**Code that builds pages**
◇ ◇ ◇
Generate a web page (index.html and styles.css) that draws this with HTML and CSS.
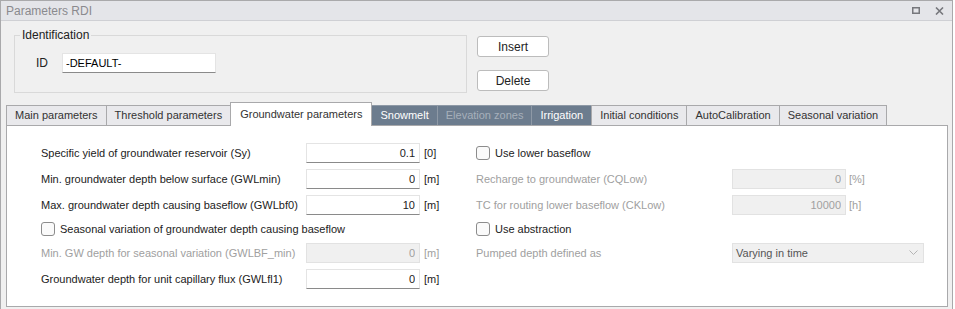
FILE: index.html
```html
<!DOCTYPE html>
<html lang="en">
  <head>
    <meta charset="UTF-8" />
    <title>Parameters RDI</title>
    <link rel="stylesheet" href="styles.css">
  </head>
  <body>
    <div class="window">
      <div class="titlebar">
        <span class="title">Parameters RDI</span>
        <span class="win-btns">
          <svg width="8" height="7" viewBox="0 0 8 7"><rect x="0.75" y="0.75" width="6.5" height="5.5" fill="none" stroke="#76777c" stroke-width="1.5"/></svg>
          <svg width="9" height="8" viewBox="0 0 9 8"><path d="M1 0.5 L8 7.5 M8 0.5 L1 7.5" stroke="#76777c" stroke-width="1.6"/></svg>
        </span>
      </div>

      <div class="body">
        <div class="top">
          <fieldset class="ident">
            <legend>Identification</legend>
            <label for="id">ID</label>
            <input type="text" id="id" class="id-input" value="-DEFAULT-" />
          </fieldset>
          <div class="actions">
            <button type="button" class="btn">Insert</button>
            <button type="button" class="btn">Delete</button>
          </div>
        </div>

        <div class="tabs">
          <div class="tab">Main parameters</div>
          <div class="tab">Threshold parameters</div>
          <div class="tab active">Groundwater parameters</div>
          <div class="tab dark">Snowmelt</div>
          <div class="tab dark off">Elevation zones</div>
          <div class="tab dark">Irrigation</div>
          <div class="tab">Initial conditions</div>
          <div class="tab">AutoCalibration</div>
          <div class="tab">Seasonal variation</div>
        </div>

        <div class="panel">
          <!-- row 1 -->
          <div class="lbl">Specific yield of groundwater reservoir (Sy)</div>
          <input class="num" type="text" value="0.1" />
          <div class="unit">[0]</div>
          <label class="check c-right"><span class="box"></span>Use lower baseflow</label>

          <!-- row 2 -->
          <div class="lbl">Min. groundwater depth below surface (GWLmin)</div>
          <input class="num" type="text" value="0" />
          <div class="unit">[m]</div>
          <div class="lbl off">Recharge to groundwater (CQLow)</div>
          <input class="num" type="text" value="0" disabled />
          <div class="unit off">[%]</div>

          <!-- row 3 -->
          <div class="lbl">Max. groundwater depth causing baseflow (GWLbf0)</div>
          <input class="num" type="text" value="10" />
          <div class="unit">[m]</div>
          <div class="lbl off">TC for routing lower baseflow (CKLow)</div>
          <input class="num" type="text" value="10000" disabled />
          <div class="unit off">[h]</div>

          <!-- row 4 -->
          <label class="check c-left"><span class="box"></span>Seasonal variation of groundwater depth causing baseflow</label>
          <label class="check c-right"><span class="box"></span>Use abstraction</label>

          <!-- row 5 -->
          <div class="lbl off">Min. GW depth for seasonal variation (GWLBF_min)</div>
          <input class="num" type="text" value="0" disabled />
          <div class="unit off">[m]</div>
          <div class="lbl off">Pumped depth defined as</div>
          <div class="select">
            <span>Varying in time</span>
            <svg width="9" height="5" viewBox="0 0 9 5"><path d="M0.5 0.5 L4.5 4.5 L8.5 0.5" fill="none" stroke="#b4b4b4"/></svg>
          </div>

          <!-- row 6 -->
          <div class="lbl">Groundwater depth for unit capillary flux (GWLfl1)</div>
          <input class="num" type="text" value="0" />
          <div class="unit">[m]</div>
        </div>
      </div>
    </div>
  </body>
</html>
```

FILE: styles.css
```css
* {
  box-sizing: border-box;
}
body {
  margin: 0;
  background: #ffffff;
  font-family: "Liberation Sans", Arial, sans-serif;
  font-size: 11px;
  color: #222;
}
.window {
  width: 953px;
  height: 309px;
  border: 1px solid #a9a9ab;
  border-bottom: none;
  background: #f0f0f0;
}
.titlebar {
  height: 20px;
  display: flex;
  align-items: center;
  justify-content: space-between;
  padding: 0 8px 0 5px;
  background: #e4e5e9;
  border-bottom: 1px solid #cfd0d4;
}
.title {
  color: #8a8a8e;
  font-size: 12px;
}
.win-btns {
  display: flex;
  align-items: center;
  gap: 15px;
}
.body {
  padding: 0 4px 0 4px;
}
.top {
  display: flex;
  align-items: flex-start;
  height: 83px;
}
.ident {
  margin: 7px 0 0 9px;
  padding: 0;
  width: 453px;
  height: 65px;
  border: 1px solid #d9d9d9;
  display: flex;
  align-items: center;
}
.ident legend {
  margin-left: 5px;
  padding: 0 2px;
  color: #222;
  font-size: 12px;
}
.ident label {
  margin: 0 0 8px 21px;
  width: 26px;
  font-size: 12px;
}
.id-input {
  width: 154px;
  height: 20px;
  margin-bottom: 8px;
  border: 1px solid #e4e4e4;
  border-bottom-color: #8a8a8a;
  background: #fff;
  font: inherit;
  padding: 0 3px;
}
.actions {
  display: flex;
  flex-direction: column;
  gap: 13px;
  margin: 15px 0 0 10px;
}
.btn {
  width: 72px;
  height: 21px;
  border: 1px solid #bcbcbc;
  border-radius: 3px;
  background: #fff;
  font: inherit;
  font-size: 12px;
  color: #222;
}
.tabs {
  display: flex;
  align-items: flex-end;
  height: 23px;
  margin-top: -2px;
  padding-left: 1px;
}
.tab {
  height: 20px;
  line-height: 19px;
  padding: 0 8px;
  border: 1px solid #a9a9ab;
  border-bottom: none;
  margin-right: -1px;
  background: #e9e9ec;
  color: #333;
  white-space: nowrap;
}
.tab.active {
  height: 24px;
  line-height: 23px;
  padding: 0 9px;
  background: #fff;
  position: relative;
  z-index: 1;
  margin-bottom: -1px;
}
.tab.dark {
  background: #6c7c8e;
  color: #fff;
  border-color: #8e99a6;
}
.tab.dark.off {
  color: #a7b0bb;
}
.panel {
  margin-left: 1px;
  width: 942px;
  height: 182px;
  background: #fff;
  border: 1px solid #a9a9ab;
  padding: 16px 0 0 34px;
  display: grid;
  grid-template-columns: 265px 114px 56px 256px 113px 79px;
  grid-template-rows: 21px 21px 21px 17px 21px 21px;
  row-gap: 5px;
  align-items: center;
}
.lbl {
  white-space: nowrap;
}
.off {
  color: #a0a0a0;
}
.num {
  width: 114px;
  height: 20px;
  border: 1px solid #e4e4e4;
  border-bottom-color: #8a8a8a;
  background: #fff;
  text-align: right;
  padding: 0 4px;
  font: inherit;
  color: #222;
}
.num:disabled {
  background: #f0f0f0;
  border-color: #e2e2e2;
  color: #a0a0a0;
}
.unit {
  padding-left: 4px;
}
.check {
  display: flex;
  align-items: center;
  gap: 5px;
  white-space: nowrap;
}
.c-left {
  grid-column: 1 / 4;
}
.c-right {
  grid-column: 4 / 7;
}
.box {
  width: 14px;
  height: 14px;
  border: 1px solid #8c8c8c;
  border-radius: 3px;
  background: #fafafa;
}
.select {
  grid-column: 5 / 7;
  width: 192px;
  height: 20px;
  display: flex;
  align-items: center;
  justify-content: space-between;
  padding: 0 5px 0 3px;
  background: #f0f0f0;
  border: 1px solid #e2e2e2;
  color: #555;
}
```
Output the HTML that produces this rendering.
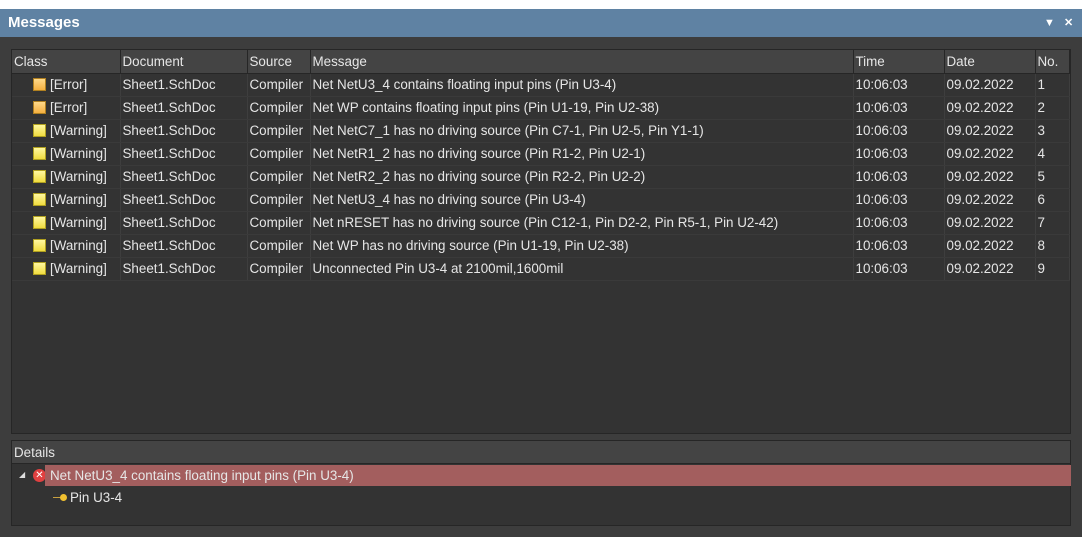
◇ ◇ ◇
**DIRECTIONS**
From the records above, pull out every line containing the word "this".

**ANSWER TO THE TASK**
Generate a web page (index.html and styles.css) that draws this with HTML and CSS.
Output the HTML that produces this rendering.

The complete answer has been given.